** begin Input records **
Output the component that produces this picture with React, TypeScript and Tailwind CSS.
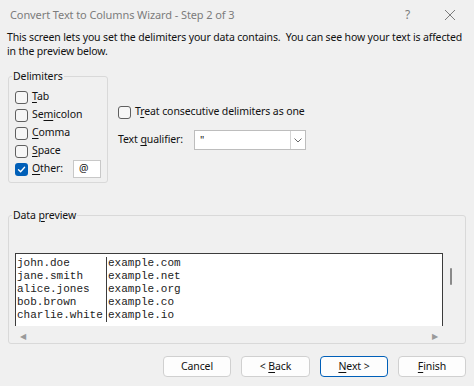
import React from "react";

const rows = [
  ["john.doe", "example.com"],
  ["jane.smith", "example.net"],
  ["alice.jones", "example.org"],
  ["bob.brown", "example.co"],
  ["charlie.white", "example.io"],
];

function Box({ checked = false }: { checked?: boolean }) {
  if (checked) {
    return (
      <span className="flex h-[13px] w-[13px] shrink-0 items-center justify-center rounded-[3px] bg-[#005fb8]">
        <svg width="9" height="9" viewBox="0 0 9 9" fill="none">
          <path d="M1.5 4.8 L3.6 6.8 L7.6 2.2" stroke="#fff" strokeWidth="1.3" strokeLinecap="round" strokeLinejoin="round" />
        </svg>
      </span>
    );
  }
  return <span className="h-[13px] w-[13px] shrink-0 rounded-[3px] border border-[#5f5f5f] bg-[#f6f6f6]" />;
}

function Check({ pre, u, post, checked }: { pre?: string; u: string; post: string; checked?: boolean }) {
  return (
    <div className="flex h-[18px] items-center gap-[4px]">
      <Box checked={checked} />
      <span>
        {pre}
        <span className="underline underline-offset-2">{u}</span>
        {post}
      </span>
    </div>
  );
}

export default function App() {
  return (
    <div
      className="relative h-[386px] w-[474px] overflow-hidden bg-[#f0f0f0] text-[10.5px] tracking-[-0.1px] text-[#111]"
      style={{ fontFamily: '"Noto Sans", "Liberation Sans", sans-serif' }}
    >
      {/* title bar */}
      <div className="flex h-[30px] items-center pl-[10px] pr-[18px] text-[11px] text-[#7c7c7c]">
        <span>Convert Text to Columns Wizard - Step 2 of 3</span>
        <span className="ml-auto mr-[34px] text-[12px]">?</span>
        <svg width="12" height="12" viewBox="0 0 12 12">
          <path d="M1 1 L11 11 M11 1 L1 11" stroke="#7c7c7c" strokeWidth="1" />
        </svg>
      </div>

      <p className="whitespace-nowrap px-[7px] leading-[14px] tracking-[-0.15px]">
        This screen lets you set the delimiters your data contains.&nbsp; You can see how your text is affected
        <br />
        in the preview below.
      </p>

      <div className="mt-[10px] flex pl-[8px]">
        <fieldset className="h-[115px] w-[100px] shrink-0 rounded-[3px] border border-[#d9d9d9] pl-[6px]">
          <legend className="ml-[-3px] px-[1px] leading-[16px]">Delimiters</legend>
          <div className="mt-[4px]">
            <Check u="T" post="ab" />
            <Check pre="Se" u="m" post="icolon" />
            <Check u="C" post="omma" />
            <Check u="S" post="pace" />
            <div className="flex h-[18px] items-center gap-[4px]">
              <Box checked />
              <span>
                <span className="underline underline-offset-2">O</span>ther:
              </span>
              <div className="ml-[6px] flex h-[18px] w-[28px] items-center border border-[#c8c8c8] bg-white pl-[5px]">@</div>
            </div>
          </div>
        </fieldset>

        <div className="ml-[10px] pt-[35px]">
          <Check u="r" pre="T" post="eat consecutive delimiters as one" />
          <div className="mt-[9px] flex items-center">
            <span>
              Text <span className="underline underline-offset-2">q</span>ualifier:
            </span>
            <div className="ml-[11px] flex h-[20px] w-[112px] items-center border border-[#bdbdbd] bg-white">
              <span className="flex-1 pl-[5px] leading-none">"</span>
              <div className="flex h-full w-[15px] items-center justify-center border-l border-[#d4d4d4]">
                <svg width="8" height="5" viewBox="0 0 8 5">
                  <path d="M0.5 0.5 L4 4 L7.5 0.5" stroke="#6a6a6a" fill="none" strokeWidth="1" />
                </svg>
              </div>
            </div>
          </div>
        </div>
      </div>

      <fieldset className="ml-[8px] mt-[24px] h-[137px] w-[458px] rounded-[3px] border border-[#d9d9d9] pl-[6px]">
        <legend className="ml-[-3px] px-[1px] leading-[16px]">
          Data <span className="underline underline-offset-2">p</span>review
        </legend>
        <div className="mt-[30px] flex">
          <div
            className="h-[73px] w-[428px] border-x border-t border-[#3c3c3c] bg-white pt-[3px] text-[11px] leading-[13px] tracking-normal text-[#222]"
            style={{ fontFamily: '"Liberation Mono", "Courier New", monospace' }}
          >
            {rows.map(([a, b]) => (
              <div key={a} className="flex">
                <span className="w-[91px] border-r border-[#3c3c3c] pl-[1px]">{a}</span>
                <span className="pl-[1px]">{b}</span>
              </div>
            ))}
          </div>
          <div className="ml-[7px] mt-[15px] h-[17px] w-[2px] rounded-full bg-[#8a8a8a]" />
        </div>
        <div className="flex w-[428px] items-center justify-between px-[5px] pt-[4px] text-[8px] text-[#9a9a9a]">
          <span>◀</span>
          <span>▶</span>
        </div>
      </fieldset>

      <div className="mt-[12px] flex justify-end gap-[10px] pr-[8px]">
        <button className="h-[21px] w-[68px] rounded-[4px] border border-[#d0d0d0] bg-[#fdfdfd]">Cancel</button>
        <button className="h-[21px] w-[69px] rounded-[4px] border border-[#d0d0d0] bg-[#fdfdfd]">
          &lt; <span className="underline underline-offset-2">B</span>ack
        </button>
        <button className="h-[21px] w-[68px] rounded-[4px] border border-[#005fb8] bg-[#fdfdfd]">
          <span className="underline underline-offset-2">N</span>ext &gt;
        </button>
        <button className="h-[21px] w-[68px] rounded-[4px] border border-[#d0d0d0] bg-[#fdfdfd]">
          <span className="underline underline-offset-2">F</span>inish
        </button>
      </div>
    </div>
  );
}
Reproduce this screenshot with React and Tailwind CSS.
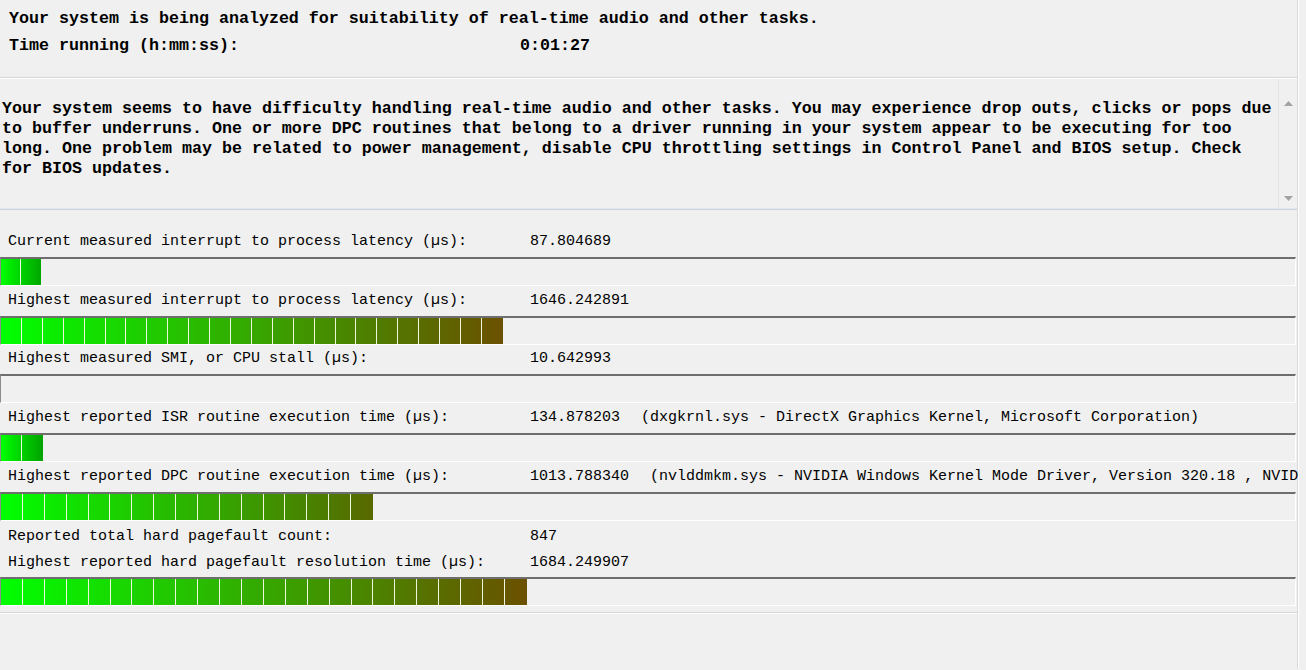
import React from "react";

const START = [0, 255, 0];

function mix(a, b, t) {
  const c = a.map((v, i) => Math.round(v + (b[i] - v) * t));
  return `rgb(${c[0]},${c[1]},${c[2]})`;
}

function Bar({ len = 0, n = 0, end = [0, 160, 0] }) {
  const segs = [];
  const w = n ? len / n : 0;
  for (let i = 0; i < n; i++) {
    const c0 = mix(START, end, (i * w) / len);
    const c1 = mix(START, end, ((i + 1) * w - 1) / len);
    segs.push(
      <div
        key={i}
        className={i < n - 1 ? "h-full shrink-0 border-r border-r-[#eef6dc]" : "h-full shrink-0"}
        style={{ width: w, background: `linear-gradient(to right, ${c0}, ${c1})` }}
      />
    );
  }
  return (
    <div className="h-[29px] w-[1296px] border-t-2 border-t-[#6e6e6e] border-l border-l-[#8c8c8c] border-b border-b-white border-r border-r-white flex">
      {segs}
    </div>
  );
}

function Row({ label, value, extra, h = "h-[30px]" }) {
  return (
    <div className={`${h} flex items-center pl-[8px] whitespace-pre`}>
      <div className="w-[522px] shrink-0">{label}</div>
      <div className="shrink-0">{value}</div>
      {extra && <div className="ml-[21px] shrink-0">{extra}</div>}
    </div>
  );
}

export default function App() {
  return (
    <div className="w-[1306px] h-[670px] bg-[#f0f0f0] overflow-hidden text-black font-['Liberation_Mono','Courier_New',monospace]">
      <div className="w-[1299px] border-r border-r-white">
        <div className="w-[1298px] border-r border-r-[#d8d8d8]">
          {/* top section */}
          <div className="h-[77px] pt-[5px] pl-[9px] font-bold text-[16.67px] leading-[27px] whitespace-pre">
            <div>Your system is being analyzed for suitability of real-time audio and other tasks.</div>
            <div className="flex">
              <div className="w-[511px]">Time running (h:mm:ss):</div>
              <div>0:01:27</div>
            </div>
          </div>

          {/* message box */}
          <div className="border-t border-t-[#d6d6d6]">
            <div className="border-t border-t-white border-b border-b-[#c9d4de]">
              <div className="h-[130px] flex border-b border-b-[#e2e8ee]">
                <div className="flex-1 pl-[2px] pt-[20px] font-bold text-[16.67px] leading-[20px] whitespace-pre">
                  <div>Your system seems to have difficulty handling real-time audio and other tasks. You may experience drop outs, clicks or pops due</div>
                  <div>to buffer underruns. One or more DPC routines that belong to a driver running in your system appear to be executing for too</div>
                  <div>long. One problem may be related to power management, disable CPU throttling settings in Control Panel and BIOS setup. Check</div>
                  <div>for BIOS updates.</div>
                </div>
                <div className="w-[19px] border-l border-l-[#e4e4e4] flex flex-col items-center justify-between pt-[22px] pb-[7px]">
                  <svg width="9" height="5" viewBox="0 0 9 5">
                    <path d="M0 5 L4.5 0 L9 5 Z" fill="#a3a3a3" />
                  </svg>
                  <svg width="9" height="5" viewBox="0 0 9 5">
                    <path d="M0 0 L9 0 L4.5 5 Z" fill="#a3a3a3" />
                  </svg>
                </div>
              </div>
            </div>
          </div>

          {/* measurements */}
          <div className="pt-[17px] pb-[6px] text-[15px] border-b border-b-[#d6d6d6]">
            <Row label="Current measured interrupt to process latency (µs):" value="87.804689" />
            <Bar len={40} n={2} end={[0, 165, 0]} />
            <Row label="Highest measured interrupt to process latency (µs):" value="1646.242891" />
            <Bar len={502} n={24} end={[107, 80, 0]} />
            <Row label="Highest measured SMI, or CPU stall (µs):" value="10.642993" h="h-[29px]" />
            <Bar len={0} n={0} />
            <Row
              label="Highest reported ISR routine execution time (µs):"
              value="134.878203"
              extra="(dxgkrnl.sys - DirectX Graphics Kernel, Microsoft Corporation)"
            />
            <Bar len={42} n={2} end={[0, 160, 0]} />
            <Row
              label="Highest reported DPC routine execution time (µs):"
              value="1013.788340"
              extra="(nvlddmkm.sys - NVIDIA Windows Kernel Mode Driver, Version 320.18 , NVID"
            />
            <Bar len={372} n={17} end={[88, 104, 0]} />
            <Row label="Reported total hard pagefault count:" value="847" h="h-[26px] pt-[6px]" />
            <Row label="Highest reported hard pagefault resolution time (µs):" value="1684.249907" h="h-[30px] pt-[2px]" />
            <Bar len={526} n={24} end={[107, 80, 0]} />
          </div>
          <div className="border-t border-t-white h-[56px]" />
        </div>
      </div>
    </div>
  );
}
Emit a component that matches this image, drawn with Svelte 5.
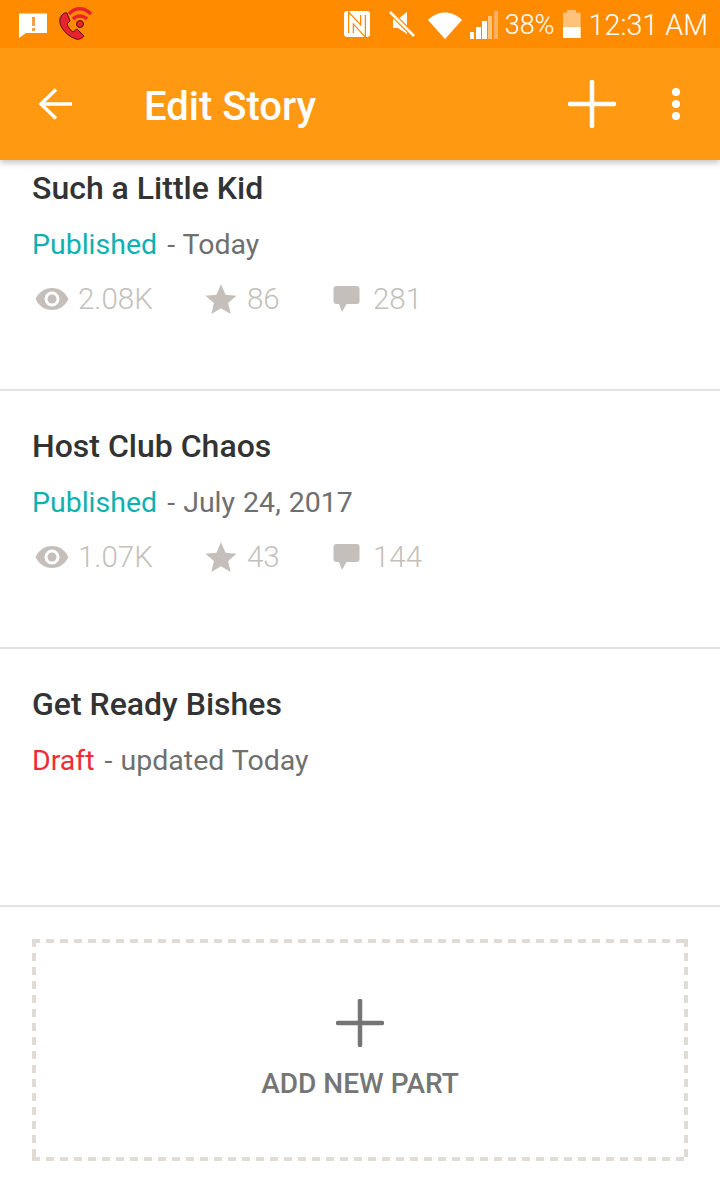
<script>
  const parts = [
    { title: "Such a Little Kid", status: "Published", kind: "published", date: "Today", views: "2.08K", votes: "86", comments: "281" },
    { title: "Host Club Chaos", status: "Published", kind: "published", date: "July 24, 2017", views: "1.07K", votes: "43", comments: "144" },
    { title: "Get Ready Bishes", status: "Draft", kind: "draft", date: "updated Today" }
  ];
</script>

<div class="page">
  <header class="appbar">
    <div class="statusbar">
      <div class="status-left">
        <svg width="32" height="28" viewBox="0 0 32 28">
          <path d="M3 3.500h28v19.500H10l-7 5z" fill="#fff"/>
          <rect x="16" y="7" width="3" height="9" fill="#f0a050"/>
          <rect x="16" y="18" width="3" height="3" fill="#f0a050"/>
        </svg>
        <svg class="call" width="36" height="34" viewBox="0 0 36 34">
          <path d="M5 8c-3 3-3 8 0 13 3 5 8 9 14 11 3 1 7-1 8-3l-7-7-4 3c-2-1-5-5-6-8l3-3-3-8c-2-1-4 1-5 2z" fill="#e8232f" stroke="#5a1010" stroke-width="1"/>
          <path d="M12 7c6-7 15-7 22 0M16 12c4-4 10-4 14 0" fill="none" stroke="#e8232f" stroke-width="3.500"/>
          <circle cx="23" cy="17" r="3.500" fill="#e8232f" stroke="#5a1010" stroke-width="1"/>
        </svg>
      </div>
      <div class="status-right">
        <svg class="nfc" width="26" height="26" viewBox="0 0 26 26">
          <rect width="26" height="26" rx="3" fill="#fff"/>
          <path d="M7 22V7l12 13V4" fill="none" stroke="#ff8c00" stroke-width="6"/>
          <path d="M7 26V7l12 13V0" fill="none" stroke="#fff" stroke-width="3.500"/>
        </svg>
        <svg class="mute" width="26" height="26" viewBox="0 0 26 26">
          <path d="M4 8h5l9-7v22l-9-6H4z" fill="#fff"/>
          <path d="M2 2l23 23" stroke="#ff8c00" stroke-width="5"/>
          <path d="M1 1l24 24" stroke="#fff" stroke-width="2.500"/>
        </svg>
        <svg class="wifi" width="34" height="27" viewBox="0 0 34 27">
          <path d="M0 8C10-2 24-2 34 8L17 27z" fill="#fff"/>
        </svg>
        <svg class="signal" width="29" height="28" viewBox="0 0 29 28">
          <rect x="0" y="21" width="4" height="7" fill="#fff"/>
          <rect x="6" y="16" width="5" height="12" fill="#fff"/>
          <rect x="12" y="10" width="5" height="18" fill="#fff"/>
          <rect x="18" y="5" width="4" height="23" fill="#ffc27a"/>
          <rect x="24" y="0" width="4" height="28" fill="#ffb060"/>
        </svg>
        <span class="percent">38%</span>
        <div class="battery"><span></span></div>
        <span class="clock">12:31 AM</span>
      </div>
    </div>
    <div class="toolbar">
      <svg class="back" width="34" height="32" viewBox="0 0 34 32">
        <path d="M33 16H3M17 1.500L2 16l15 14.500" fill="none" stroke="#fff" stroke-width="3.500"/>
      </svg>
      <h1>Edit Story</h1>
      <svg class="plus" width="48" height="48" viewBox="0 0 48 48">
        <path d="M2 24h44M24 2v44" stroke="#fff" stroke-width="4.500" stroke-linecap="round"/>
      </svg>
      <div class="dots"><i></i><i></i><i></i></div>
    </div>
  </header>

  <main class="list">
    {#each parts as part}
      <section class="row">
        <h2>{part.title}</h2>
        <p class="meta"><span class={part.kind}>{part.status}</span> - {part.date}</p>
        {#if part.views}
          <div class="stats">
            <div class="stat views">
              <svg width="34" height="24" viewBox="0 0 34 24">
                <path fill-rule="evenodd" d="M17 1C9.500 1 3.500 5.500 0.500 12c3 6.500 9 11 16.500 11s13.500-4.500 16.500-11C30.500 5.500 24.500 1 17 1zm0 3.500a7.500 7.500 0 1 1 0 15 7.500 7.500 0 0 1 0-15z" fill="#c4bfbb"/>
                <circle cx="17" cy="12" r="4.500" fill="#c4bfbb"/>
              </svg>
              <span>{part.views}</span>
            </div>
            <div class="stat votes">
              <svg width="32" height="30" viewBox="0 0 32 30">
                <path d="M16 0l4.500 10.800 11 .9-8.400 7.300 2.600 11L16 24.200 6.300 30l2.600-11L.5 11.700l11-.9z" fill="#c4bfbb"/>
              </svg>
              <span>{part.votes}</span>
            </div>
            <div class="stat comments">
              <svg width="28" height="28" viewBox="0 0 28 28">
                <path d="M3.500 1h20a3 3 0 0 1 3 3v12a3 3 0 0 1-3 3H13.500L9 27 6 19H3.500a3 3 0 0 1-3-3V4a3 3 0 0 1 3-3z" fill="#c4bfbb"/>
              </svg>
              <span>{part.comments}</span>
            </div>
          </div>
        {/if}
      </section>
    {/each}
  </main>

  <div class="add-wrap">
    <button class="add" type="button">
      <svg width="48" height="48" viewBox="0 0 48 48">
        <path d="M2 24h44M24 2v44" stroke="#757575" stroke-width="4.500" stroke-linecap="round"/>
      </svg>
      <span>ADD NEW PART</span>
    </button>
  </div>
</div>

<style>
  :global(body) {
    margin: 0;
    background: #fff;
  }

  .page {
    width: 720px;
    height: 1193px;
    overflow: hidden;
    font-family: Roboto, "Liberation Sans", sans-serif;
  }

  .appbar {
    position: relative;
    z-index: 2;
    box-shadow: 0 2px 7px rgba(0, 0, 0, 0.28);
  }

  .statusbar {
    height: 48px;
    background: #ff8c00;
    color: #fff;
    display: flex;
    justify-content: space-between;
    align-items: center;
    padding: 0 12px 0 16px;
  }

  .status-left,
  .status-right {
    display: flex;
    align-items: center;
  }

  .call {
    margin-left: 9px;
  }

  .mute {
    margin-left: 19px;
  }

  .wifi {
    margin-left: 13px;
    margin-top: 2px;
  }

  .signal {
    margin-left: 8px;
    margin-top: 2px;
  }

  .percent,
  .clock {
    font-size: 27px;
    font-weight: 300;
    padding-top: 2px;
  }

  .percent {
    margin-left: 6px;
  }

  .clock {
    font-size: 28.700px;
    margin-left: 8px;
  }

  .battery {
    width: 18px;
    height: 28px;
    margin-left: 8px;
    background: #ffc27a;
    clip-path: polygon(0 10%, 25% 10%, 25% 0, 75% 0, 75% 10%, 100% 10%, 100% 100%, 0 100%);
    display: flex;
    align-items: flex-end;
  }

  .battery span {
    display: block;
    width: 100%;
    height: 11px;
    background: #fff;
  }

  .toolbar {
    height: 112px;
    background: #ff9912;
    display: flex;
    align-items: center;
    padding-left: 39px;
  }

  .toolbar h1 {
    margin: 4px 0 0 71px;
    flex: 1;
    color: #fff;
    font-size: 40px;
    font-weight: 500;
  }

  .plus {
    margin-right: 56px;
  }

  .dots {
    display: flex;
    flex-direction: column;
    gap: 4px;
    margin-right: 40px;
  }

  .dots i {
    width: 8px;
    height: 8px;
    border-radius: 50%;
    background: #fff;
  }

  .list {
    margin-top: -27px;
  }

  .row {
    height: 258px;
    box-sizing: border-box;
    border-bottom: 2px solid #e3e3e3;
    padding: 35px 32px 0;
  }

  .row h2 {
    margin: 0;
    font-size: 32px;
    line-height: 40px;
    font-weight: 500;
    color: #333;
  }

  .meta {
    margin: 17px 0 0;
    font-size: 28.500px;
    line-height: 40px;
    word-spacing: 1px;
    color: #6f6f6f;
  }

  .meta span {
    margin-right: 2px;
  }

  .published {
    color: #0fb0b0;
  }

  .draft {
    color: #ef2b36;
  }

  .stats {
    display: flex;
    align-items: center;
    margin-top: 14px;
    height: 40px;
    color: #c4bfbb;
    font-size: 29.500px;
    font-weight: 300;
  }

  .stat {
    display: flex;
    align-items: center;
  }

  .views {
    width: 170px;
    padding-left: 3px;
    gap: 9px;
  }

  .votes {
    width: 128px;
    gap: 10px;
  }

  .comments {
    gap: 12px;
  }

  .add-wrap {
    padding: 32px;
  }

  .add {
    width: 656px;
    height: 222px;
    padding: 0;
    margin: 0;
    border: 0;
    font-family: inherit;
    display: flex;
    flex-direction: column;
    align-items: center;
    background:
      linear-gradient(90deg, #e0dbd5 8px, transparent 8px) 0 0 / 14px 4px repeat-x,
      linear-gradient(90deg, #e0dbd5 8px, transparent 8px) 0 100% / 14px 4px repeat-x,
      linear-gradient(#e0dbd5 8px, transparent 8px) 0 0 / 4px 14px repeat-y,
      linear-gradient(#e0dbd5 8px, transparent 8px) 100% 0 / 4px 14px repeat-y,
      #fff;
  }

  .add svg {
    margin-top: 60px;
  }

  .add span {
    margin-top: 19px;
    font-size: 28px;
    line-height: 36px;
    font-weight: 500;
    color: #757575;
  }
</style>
** end Input records **
● What is expected
What count of lines in the listing contain the word "that"? Reply with the number only.

● Answer to this exercise
3